<<<<

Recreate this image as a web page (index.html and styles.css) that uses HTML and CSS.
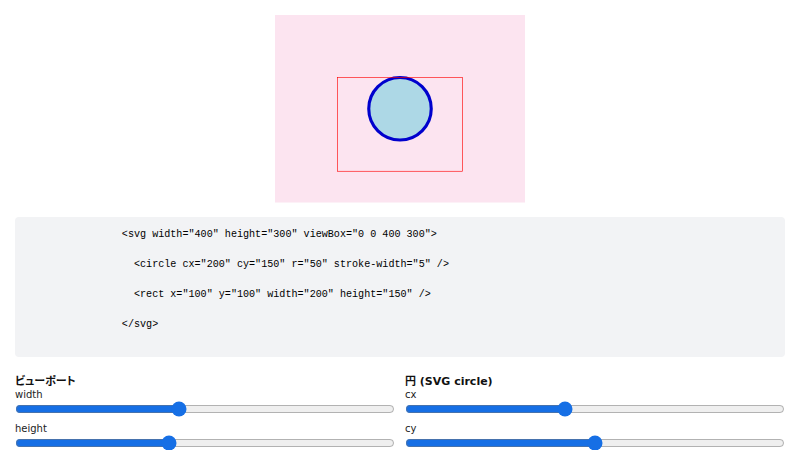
FILE: index.html
```html
<!DOCTYPE html>
<html lang="ja">
<head>
<meta charset="utf-8">
<link rel="stylesheet" href="styles.css">
</head>
<body>
<div class="page">
  <div class="stage">
    <svg class="canvas" width="250" height="187.5" viewBox="0 0 400 300">
      <rect x="0" y="0" width="400" height="300" fill="#fce4f0"/>
      <circle cx="200" cy="150" r="50" stroke-width="5" fill="lightblue" stroke="mediumblue"/>
      <rect x="100" y="100" width="200" height="150" fill="none" stroke="red" stroke-width="1"/>
    </svg>
  </div>
  <pre class="code">               &lt;svg width="400" height="300" viewBox="0 0 400 300"&gt;

                 &lt;circle cx="200" cy="150" r="50" stroke-width="5" /&gt;

                 &lt;rect x="100" y="100" width="200" height="150" /&gt;

               &lt;/svg&gt;

</pre>
  <div class="controls">
    <div class="group">
      <h3 class="group-title">ビューポート</h3>
      <label class="field">width
        <input class="slider" type="range" min="100" max="800" value="400">
      </label>
      <label class="field">height
        <input class="slider" type="range" min="100" max="600" value="300">
      </label>
    </div>
    <div class="group">
      <h3 class="group-title">円 (SVG circle)</h3>
      <label class="field">cx
        <input class="slider" type="range" min="0" max="480" value="200">
      </label>
      <label class="field">cy
        <input class="slider" type="range" min="0" max="300" value="150">
      </label>
    </div>
  </div>
</div>
</body>
</html>
```
FILE: styles.css
```css
html, body {
  margin: 0;
  padding: 0;
  background: #ffffff;
}
body {
  font-family: "DejaVu Sans", "Noto Sans CJK JP", sans-serif;
  color: #111;
}
.page {
  padding: 15px;
  display: flex;
  flex-direction: column;
}
.stage {
  display: flex;
  justify-content: center;
  height: 187px;
}
.canvas {
  display: block;
}
.code {
  margin: 15px 0 0 0;
  background: #f2f3f5;
  border-radius: 4px;
  padding: 10px 14px 10px 16px;
  font-family: "Liberation Mono", monospace;
  font-size: 10.1px;
  line-height: 15px;
  color: #000;
  white-space: pre;
}
.controls {
  display: grid;
  grid-template-columns: 1fr 1fr;
  column-gap: 10px;
  margin-top: 17px;
}
.group {
  display: flex;
  flex-direction: column;
}
.group-title {
  margin: 1px 0 -1px 0;
  font-size: 11px;
  font-weight: bold;
  line-height: 14px;
  font-feature-settings: "palt";
}
.field {
  display: flex;
  flex-direction: column;
  font-size: 10px;
  line-height: 13px;
  color: #222;
  margin-bottom: 1px;
}
.slider {
  width: 100%;
  margin: 0 0 4px 0;
  accent-color: #166fe5;
}
```
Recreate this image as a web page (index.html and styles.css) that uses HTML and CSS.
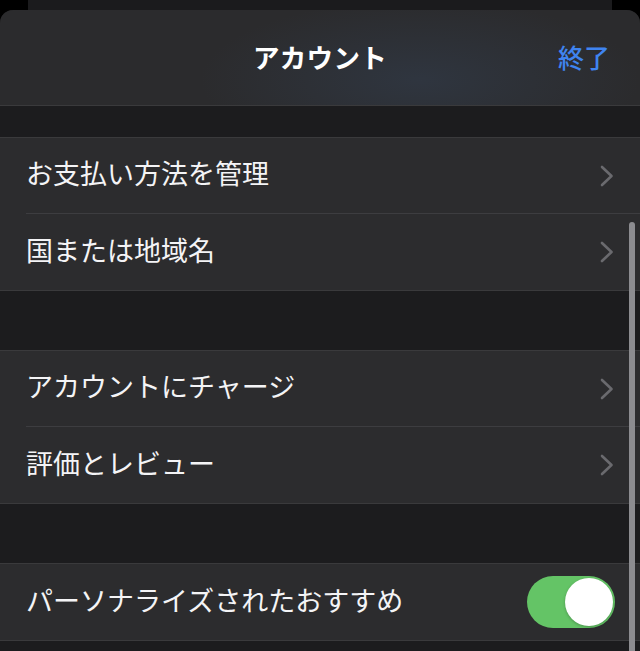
FILE: index.html
```html
<!DOCTYPE html>
<html lang="ja">
<head>
<meta charset="utf-8">
<link rel="stylesheet" href="styles.css">
</head>
<body>
<div class="backcard"></div>
<div class="sheet">
  <header class="header">
    <div class="title">アカウント</div>
    <div class="done">終了</div>
  </header>
  <div class="gap gap-top"></div>
  <section class="group">
    <div class="row"><div class="row-inner"><span class="label">お支払い方法を管理</span><svg class="chev" viewBox="0 0 14 22"><path d="M2 2 L11.5 11 L2 20" /></svg></div></div>
    <div class="row"><div class="row-inner"><span class="label">国または地域名</span><svg class="chev" viewBox="0 0 14 22"><path d="M2 2 L11.5 11 L2 20" /></svg></div></div>
  </section>
  <div class="gap"></div>
  <section class="group">
    <div class="row"><div class="row-inner"><span class="label">アカウントにチャージ</span><svg class="chev" viewBox="0 0 14 22"><path d="M2 2 L11.5 11 L2 20" /></svg></div></div>
    <div class="row"><div class="row-inner"><span class="label">評価とレビュー</span><svg class="chev" viewBox="0 0 14 22"><path d="M2 2 L11.5 11 L2 20" /></svg></div></div>
  </section>
  <div class="gap"></div>
  <section class="group">
    <div class="row"><div class="row-inner toggle-row"><span class="label">パーソナライズされたおすすめ</span><span class="toggle"><span class="knob"></span></span></div></div>
  </section>
  <div class="gap"></div>
  <div class="scrollbar"></div>
</div>
</body>
</html>
```
FILE: styles.css
```css
html, body {
  margin: 0;
  padding: 0;
  background: #000;
  height: 100%;
  overflow: hidden;
}
body {
  font-family: "Noto Sans CJK JP", "Noto Sans", sans-serif;
  color: #f4f4f6;
}
.backcard {
  height: 10px;
  margin: 0 28px;
  background: #1b1b1d;
}
.sheet {
  position: relative;
  background: #1c1c1e;
  border-radius: 13px 13px 0 0;
  overflow: hidden;
  height: 641px;
}
.header {
  height: 95px;
  border-bottom: 1px solid #3a3a3c;
  background:
    radial-gradient(ellipse 220px 80px at 420px 70px, rgba(52, 66, 86, 0.45), rgba(52, 66, 86, 0) 100%),
    #2b2b2d;
  display: flex;
  align-items: center;
  justify-content: center;
  position: relative;
}
.title {
  font-size: 26.5px;
  font-weight: 700;
  color: #ffffff;
  letter-spacing: 0.3px;
  padding-bottom: 3px;
}
.done {
  position: absolute;
  right: 30px;
  top: 0;
  height: 92px;
  display: flex;
  align-items: center;
  font-size: 26px;
  font-weight: 500;
  color: #3f84f0;
}
.gap {
  height: 59px;
  background: #1c1c1e;
}
.gap-top {
  height: 31px;
}
.group {
  background: #2c2c2e;
  border-top: 1px solid #3a3a3c;
  border-bottom: 1px solid #3a3a3c;
}
.row {
  padding-left: 26px;
}
.row-inner {
  height: 76px;
  box-sizing: border-box;
  display: flex;
  align-items: center;
  justify-content: space-between;
  padding-right: 26px;
  border-bottom: 1px solid #3d3d40;
}
.row:last-child .row-inner {
  border-bottom: none;
}
.label {
  font-size: 27px;
  font-weight: 400;
  line-height: 1;
  padding-bottom: 6px;
}
.chev {
  width: 14px;
  height: 22px;
  fill: none;
  stroke: #6a6a6e;
  stroke-width: 2.6;
  stroke-linecap: round;
  stroke-linejoin: round;
}
.toggle-row {
  padding-right: 25px;
}
.toggle {
  width: 88px;
  height: 52px;
  border-radius: 26px;
  background: #64c466;
  display: flex;
  align-items: center;
  justify-content: flex-end;
  padding: 0 2px;
  box-sizing: border-box;
}
.knob {
  width: 48px;
  height: 48px;
  border-radius: 50%;
  background: #ffffff;
  box-shadow: 0 1px 3px rgba(0, 0, 0, 0.25);
}
.scrollbar {
  position: absolute;
  right: 5px;
  top: 212px;
  width: 6px;
  height: 500px;
  border-radius: 3px;
  background: #8c8c90;
}
```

>>>>

■ **What this task involves**:
Leave out all pictures, then copy the remaining material exactly.

■ **The completed task**:
Recreate this image as a web page (index.html and styles.css) that uses HTML and CSS.
FILE: index.html
```html
<!DOCTYPE html>
<html lang="ja">
<head>
<meta charset="utf-8">
<link rel="stylesheet" href="styles.css">
</head>
<body>
<div class="page">
  <div class="stage">
    <svg class="canvas" width="250" height="187.5" viewBox="0 0 400 300">
      <rect x="0" y="0" width="400" height="300" fill="#fce4f0"/>
      <circle cx="200" cy="150" r="50" stroke-width="5" fill="lightblue" stroke="mediumblue"/>
      <rect x="100" y="100" width="200" height="150" fill="none" stroke="red" stroke-width="1"/>
    </svg>
  </div>
  <pre class="code">               &lt;svg width="400" height="300" viewBox="0 0 400 300"&gt;

                 &lt;circle cx="200" cy="150" r="50" stroke-width="5" /&gt;

                 &lt;rect x="100" y="100" width="200" height="150" /&gt;

               &lt;/svg&gt;

</pre>
  <div class="controls">
    <div class="group">
      <h3 class="group-title">ビューポート</h3>
      <label class="field">width
        <input class="slider" type="range" min="100" max="800" value="400">
      </label>
      <label class="field">height
        <input class="slider" type="range" min="100" max="600" value="300">
      </label>
    </div>
    <div class="group">
      <h3 class="group-title">円 (SVG circle)</h3>
      <label class="field">cx
        <input class="slider" type="range" min="0" max="480" value="200">
      </label>
      <label class="field">cy
        <input class="slider" type="range" min="0" max="300" value="150">
      </label>
    </div>
  </div>
</div>
</body>
</html>
```
FILE: styles.css
```css
html, body {
  margin: 0;
  padding: 0;
  background: #ffffff;
}
body {
  font-family: "DejaVu Sans", "Noto Sans CJK JP", sans-serif;
  color: #111;
}
.page {
  padding: 15px;
  display: flex;
  flex-direction: column;
}
.stage {
  display: flex;
  justify-content: center;
  height: 187px;
}
.canvas {
  display: block;
}
.code {
  margin: 15px 0 0 0;
  background: #f2f3f5;
  border-radius: 4px;
  padding: 10px 14px 10px 16px;
  font-family: "Liberation Mono", monospace;
  font-size: 10.1px;
  line-height: 15px;
  color: #000;
  white-space: pre;
}
.controls {
  display: grid;
  grid-template-columns: 1fr 1fr;
  column-gap: 10px;
  margin-top: 17px;
}
.group {
  display: flex;
  flex-direction: column;
}
.group-title {
  margin: 1px 0 -1px 0;
  font-size: 11px;
  font-weight: bold;
  line-height: 14px;
  font-feature-settings: "palt";
}
.field {
  display: flex;
  flex-direction: column;
  font-size: 10px;
  line-height: 13px;
  color: #222;
  margin-bottom: 1px;
}
.slider {
  width: 100%;
  margin: 0 0 4px 0;
  accent-color: #166fe5;
}
```
Recreate this image as a web page (index.html and styles.css) that uses HTML and CSS.
FILE: index.html
```html
<!DOCTYPE html>
<html lang="ja">
<head>
<meta charset="utf-8">
<link rel="stylesheet" href="styles.css">
</head>
<body>
<div class="backcard"></div>
<div class="sheet">
  <header class="header">
    <div class="title">アカウント</div>
    <div class="done">終了</div>
  </header>
  <div class="gap gap-top"></div>
  <section class="group">
    <div class="row"><div class="row-inner"><span class="label">お支払い方法を管理</span><svg class="chev" viewBox="0 0 14 22"><path d="M2 2 L11.5 11 L2 20" /></svg></div></div>
    <div class="row"><div class="row-inner"><span class="label">国または地域名</span><svg class="chev" viewBox="0 0 14 22"><path d="M2 2 L11.5 11 L2 20" /></svg></div></div>
  </section>
  <div class="gap"></div>
  <section class="group">
    <div class="row"><div class="row-inner"><span class="label">アカウントにチャージ</span><svg class="chev" viewBox="0 0 14 22"><path d="M2 2 L11.5 11 L2 20" /></svg></div></div>
    <div class="row"><div class="row-inner"><span class="label">評価とレビュー</span><svg class="chev" viewBox="0 0 14 22"><path d="M2 2 L11.5 11 L2 20" /></svg></div></div>
  </section>
  <div class="gap"></div>
  <section class="group">
    <div class="row"><div class="row-inner toggle-row"><span class="label">パーソナライズされたおすすめ</span><span class="toggle"><span class="knob"></span></span></div></div>
  </section>
  <div class="gap"></div>
  <div class="scrollbar"></div>
</div>
</body>
</html>
```
FILE: styles.css
```css
html, body {
  margin: 0;
  padding: 0;
  background: #000;
  height: 100%;
  overflow: hidden;
}
body {
  font-family: "Noto Sans CJK JP", "Noto Sans", sans-serif;
  color: #f4f4f6;
}
.backcard {
  height: 10px;
  margin: 0 28px;
  background: #1b1b1d;
}
.sheet {
  position: relative;
  background: #1c1c1e;
  border-radius: 13px 13px 0 0;
  overflow: hidden;
  height: 641px;
}
.header {
  height: 95px;
  border-bottom: 1px solid #3a3a3c;
  background:
    radial-gradient(ellipse 220px 80px at 420px 70px, rgba(52, 66, 86, 0.45), rgba(52, 66, 86, 0) 100%),
    #2b2b2d;
  display: flex;
  align-items: center;
  justify-content: center;
  position: relative;
}
.title {
  font-size: 26.5px;
  font-weight: 700;
  color: #ffffff;
  letter-spacing: 0.3px;
  padding-bottom: 3px;
}
.done {
  position: absolute;
  right: 30px;
  top: 0;
  height: 92px;
  display: flex;
  align-items: center;
  font-size: 26px;
  font-weight: 500;
  color: #3f84f0;
}
.gap {
  height: 59px;
  background: #1c1c1e;
}
.gap-top {
  height: 31px;
}
.group {
  background: #2c2c2e;
  border-top: 1px solid #3a3a3c;
  border-bottom: 1px solid #3a3a3c;
}
.row {
  padding-left: 26px;
}
.row-inner {
  height: 76px;
  box-sizing: border-box;
  display: flex;
  align-items: center;
  justify-content: space-between;
  padding-right: 26px;
  border-bottom: 1px solid #3d3d40;
}
.row:last-child .row-inner {
  border-bottom: none;
}
.label {
  font-size: 27px;
  font-weight: 400;
  line-height: 1;
  padding-bottom: 6px;
}
.chev {
  width: 14px;
  height: 22px;
  fill: none;
  stroke: #6a6a6e;
  stroke-width: 2.6;
  stroke-linecap: round;
  stroke-linejoin: round;
}
.toggle-row {
  padding-right: 25px;
}
.toggle {
  width: 88px;
  height: 52px;
  border-radius: 26px;
  background: #64c466;
  display: flex;
  align-items: center;
  justify-content: flex-end;
  padding: 0 2px;
  box-sizing: border-box;
}
.knob {
  width: 48px;
  height: 48px;
  border-radius: 50%;
  background: #ffffff;
  box-shadow: 0 1px 3px rgba(0, 0, 0, 0.25);
}
.scrollbar {
  position: absolute;
  right: 5px;
  top: 212px;
  width: 6px;
  height: 500px;
  border-radius: 3px;
  background: #8c8c90;
}
```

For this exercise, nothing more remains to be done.